*WHAT THE TASK REQUIRES:* Only the lines from the top of the listing below to the line that has "items-center justify-center shrink-0';" should be echoed, with both ends kept and pictures left out.
++++ LISTED ENTRIES
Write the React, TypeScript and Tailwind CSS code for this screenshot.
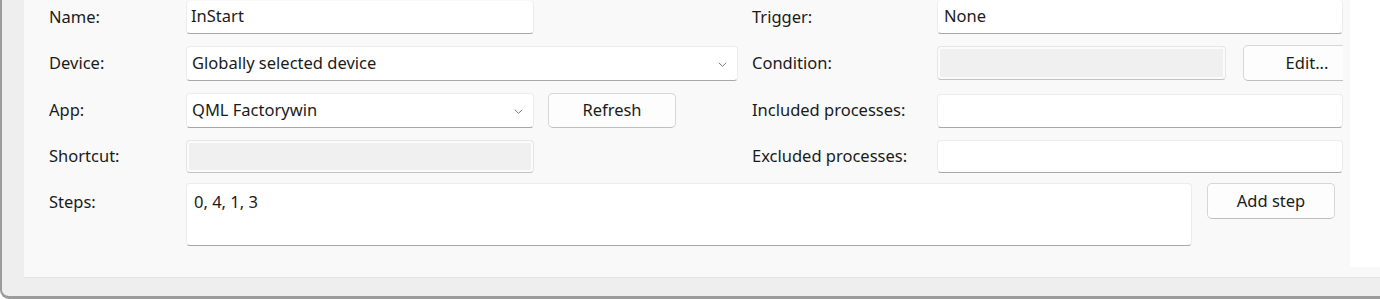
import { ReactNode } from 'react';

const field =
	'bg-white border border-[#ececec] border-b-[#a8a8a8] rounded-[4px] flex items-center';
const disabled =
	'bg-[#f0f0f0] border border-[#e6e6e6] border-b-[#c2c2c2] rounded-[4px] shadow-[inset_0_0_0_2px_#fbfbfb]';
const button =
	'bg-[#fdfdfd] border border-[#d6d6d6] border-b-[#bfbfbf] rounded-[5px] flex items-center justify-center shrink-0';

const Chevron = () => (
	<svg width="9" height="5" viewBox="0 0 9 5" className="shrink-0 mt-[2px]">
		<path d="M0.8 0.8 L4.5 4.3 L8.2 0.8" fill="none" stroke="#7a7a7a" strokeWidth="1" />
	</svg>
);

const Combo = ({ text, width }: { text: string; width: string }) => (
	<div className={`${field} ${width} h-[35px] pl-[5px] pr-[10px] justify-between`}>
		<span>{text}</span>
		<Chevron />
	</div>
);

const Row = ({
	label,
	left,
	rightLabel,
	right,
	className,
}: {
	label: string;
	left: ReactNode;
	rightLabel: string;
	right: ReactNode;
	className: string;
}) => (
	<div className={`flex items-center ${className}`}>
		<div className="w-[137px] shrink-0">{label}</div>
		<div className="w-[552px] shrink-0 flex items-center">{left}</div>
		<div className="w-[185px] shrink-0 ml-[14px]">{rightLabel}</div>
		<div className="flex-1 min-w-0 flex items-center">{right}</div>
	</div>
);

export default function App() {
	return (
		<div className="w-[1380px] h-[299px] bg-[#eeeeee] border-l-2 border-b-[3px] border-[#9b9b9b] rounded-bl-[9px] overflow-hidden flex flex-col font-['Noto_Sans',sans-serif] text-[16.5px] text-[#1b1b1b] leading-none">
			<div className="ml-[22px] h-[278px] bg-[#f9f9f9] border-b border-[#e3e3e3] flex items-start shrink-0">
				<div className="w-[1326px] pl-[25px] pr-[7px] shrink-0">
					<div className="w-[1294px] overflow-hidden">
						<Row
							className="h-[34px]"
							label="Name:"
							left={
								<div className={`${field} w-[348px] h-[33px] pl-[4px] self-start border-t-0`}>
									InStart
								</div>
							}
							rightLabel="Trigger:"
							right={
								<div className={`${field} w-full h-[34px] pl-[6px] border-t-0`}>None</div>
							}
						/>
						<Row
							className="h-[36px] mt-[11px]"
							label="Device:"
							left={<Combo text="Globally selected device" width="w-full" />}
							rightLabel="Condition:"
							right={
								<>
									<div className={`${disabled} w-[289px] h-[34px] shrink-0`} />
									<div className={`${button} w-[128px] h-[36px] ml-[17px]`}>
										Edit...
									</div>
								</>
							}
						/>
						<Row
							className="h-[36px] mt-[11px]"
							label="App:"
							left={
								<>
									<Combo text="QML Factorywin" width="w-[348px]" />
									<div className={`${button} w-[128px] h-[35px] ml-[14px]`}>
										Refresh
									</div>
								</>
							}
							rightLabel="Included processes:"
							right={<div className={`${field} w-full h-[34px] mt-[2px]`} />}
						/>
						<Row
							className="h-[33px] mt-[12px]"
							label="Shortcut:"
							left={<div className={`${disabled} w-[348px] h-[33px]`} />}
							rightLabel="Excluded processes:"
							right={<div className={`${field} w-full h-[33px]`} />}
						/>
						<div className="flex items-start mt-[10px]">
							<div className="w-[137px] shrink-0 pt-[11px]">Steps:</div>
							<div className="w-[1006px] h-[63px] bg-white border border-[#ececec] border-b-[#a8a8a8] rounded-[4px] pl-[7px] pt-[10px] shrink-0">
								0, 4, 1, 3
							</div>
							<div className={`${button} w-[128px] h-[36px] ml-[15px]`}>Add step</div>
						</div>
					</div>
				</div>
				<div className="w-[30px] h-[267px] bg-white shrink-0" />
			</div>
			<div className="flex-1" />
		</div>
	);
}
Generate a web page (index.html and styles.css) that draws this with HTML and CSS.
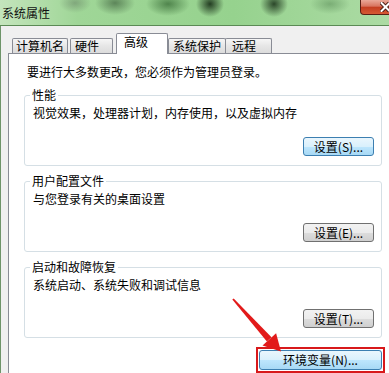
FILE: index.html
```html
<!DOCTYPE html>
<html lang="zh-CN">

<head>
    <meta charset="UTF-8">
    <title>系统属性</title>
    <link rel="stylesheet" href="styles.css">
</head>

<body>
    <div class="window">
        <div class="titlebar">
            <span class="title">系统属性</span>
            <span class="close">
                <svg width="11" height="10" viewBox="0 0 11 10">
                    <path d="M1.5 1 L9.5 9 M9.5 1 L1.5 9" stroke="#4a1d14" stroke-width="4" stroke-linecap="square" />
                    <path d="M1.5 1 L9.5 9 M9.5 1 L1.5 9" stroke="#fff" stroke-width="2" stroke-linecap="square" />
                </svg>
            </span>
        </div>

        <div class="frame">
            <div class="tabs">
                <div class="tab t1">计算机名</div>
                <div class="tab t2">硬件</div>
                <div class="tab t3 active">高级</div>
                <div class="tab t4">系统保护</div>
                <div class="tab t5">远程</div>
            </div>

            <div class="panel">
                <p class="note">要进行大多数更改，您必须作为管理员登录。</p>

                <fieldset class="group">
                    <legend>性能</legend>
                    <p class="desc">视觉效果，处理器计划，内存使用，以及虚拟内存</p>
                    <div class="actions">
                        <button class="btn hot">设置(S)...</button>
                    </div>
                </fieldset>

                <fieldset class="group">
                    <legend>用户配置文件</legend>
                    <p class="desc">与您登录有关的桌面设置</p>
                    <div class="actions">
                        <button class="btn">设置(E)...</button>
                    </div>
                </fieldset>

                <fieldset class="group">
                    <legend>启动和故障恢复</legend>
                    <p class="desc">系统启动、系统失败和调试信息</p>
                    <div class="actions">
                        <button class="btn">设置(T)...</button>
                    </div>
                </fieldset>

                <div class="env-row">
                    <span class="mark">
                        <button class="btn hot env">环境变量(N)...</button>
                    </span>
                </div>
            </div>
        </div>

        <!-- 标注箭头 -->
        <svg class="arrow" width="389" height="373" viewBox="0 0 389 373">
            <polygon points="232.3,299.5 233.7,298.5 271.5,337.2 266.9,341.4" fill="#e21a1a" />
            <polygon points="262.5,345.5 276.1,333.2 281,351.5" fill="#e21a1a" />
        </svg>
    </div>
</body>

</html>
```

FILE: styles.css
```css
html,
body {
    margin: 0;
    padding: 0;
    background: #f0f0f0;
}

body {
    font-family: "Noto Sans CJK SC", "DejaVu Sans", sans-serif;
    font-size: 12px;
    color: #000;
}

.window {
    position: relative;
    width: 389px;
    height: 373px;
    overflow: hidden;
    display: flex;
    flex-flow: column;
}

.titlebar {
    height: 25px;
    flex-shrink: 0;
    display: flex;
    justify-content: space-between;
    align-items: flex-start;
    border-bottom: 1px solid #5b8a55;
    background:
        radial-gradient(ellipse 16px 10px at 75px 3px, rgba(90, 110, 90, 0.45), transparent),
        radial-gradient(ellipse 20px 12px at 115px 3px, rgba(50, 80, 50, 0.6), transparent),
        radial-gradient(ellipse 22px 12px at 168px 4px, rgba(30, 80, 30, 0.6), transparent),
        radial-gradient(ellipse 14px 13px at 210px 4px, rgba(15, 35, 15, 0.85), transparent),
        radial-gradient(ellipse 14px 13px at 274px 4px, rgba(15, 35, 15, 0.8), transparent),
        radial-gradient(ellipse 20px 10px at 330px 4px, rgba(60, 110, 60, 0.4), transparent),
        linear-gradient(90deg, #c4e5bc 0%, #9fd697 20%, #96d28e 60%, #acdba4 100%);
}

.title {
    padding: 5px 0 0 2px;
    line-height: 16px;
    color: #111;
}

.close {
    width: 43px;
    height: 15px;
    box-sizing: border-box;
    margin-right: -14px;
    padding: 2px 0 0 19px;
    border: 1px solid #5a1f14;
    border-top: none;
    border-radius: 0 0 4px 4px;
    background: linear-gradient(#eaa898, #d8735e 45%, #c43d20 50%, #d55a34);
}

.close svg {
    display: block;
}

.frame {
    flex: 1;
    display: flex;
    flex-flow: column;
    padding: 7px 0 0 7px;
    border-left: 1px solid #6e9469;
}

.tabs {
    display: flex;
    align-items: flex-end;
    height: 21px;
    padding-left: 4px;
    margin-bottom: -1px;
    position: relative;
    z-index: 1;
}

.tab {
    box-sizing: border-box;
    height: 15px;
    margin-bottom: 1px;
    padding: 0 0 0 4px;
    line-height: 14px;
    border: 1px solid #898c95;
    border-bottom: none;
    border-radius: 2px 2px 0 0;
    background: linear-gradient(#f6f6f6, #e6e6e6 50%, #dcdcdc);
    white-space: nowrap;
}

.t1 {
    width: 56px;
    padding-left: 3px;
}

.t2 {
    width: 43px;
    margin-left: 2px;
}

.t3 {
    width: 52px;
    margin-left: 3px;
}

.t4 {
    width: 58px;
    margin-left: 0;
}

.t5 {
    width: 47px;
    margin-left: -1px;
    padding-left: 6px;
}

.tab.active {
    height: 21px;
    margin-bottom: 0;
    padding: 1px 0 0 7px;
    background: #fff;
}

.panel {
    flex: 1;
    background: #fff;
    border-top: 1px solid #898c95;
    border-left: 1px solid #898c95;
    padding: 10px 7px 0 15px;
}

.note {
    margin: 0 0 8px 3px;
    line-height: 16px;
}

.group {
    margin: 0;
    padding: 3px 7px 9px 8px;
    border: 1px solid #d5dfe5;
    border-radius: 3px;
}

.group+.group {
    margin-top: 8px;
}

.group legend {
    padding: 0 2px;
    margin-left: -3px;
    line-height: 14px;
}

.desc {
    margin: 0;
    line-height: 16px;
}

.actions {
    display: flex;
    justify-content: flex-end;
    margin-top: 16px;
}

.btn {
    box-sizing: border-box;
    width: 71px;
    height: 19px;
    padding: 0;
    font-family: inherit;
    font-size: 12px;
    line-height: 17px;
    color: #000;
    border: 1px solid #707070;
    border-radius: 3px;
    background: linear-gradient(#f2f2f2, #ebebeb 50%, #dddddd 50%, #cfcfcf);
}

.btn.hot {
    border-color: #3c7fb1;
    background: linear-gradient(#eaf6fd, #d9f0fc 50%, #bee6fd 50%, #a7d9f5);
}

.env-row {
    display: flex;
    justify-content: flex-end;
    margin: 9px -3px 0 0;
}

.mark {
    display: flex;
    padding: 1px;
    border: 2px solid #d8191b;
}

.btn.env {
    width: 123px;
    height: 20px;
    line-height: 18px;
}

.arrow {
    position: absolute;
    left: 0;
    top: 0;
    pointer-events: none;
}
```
++++++++
*THE COMPLETED TASK:*
Write the React, TypeScript and Tailwind CSS code for this screenshot.
import { ReactNode } from 'react';

const field =
	'bg-white border border-[#ececec] border-b-[#a8a8a8] rounded-[4px] flex items-center';
const disabled =
	'bg-[#f0f0f0] border border-[#e6e6e6] border-b-[#c2c2c2] rounded-[4px] shadow-[inset_0_0_0_2px_#fbfbfb]';
const button =
	'bg-[#fdfdfd] border border-[#d6d6d6] border-b-[#bfbfbf] rounded-[5px] flex items-center justify-center shrink-0';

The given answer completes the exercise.